Why Gas Optimization Matters
Every operation on the Synergeia network, from a simple token transfer to a complex DeFi transaction, consumes computational resources. This consumption is measured in "gas," and users pay a fee for the gas their transactions use. By optimizing your smart contracts, you can reduce the amount of gas they consume, making them cheaper to use and more attractive to users.
Gas Optimization Techniques
Here are some key techniques for optimizing gas in your Synergeia smart contracts:
- Minimize Storage Operations: Writing to and reading from storage are among the most expensive operations. Whenever possible, perform calculations in memory before writing the final result to storage.
- Use Efficient Data Types: Choose the smallest data types that can safely hold your data. For example, use a `u64` instead of a `u128` if you know the value will never exceed the smaller type's limit.
- Optimize Loops: Avoid loops that iterate over large arrays in storage. If you need to perform an operation on a large dataset, consider using a data structure that allows for more efficient access, or breaking the operation into multiple transactions.
Example: Optimizing a Voting Contract
Let's look at an example of how to optimize a simple voting contract.
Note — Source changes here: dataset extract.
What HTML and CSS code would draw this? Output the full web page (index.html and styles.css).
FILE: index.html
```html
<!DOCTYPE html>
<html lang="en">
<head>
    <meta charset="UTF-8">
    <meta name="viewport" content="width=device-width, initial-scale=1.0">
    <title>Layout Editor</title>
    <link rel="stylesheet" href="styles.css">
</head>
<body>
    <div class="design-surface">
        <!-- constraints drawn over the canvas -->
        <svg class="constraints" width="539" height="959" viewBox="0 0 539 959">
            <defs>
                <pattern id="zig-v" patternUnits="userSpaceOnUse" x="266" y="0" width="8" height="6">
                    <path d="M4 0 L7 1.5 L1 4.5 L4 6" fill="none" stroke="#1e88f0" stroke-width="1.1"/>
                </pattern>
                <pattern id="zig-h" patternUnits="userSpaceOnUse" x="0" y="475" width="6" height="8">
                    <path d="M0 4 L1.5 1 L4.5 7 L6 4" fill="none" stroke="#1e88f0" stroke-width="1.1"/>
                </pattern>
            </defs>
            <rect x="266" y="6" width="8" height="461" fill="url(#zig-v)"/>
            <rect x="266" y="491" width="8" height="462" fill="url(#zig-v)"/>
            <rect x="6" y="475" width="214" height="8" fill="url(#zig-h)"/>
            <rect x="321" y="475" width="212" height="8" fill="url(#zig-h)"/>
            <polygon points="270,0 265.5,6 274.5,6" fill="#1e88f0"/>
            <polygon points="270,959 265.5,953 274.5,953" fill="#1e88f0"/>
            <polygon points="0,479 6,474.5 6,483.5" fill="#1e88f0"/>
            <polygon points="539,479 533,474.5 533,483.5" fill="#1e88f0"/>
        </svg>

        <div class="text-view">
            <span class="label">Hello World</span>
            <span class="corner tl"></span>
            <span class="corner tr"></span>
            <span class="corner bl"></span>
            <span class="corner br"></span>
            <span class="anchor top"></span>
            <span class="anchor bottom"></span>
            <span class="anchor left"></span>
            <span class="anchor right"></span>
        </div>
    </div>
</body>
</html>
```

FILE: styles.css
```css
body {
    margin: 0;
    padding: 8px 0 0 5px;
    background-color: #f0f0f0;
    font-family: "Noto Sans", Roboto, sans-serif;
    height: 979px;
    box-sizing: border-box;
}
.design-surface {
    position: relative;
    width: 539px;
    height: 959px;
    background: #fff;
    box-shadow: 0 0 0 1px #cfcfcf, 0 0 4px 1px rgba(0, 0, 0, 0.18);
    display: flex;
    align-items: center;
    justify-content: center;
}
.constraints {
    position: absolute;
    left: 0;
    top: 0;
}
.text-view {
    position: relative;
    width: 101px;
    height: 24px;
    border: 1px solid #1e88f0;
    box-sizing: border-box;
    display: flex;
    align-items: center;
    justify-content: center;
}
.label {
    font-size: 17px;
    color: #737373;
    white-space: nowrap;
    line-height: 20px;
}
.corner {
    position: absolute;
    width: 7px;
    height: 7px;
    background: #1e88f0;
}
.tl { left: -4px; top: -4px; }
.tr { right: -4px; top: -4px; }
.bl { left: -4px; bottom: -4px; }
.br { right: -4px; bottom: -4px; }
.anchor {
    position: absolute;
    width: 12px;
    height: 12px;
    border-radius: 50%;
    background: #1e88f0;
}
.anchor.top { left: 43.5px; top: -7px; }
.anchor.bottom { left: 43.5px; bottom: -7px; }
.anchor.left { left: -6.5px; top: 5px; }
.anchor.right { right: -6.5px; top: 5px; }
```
The unoptimized version reads from storage in a loop, while the optimized version performs the calculations in memory.
// Note: This is a conceptual Rust example for illustrative purposes.
// --- Unoptimized Version ---
// This version reads from storage in a loop, which is expensive.
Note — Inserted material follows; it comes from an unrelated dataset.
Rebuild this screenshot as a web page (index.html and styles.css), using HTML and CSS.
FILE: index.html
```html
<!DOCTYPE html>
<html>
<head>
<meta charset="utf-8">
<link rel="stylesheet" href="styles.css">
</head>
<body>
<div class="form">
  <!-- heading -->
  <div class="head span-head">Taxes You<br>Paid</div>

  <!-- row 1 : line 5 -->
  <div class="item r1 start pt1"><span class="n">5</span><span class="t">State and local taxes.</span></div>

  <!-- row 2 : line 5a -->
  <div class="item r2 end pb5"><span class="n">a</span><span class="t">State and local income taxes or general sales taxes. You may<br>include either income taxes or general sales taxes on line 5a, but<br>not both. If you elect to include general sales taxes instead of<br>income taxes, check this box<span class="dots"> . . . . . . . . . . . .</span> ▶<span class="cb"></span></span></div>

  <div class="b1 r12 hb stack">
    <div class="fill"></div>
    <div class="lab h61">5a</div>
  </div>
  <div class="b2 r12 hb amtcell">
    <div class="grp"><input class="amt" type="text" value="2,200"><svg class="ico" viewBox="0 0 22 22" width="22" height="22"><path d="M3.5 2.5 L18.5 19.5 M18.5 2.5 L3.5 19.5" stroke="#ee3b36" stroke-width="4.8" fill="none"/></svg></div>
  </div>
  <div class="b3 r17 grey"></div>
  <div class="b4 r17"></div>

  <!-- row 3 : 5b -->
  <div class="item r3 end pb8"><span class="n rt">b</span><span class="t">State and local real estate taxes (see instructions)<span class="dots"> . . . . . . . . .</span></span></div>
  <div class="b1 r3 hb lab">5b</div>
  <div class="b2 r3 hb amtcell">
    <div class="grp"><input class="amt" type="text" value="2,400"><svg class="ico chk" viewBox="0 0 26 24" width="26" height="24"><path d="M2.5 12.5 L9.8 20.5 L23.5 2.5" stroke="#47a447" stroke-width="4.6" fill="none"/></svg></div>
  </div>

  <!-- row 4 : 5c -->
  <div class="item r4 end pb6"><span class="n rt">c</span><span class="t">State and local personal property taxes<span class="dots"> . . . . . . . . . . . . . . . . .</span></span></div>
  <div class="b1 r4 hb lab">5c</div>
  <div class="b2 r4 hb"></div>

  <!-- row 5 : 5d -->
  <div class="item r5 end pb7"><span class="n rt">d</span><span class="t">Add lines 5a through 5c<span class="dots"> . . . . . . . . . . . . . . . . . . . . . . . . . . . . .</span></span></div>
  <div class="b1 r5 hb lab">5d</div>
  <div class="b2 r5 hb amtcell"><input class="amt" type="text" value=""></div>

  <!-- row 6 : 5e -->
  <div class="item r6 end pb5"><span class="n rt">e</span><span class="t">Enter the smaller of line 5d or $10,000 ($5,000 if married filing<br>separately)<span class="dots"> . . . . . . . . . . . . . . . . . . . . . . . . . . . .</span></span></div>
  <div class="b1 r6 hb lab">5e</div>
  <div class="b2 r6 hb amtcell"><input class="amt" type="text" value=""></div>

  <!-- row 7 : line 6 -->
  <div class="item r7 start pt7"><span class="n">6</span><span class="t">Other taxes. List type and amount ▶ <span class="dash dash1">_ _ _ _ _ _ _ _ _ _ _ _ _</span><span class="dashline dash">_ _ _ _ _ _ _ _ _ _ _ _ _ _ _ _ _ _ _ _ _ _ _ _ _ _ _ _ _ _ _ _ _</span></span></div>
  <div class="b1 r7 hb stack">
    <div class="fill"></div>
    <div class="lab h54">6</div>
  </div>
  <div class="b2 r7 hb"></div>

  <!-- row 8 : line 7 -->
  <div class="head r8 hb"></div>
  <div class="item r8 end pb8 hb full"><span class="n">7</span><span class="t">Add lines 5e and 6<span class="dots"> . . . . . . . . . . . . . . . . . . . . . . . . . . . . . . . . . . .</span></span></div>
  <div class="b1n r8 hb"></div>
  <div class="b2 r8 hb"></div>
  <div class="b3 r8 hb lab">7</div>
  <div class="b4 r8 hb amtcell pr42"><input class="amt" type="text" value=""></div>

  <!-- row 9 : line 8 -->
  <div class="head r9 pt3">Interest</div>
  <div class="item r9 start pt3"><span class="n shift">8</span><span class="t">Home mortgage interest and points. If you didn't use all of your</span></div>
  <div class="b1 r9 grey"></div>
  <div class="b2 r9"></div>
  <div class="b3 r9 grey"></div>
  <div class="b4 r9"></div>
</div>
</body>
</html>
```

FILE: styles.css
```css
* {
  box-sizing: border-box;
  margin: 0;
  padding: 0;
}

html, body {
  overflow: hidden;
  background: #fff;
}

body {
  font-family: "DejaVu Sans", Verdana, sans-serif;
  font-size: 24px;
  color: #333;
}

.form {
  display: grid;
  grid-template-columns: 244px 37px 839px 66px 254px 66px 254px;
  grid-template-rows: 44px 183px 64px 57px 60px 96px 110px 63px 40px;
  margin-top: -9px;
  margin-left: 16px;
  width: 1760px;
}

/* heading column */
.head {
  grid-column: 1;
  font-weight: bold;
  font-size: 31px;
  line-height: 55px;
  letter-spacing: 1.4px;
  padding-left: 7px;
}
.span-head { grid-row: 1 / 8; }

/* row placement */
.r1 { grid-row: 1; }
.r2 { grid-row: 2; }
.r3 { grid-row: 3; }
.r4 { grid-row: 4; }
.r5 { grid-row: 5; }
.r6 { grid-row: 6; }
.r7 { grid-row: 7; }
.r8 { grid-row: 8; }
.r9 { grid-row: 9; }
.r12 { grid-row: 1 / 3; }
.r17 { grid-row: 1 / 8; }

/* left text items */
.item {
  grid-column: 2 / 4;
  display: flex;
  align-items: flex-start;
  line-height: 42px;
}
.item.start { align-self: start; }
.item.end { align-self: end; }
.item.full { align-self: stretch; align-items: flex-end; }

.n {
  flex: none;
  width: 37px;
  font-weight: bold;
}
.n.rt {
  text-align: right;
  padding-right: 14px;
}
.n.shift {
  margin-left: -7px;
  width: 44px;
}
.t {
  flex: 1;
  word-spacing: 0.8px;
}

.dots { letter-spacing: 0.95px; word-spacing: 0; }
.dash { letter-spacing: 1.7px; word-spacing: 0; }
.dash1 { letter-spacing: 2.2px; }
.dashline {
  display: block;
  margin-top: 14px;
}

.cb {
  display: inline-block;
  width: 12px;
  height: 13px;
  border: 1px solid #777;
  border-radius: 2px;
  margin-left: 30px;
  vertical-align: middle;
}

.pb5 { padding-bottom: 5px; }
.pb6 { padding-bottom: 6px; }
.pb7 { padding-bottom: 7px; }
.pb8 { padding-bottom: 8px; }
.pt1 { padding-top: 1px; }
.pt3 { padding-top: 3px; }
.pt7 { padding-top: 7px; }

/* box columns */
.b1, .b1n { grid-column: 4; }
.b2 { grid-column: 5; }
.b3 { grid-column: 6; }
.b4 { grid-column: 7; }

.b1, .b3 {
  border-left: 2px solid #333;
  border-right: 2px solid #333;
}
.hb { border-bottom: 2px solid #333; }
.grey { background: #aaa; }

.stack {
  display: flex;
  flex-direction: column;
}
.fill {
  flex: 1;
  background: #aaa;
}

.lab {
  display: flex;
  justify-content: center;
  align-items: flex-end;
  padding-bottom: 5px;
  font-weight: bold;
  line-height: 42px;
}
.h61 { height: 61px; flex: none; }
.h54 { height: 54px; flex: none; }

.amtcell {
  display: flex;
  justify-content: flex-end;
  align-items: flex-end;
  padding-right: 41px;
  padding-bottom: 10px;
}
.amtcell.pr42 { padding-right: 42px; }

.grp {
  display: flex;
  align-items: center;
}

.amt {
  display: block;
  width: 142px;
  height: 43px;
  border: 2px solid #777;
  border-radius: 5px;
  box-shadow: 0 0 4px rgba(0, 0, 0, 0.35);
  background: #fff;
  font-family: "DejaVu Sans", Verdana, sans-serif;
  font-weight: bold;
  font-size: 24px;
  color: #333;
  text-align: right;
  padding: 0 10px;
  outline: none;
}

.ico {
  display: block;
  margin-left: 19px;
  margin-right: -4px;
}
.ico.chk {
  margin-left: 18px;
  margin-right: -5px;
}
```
fn tally_votes_unoptimized(votes: &StorageVec) -> u64 {
let mut total_votes = 0;
for i in 0..votes.len() {
total_votes += votes.get(i).unwrap().amount;
}
total_votes
}
// --- Optimized Version ---
// This version loads the votes into memory first, which is more efficient.
fn tally_votes_optimized(votes: &StorageVec) -> u64 {
let all_votes: Vec = votes.iter().collect();
all_votes.iter().map(|v| v.amount).sum()
}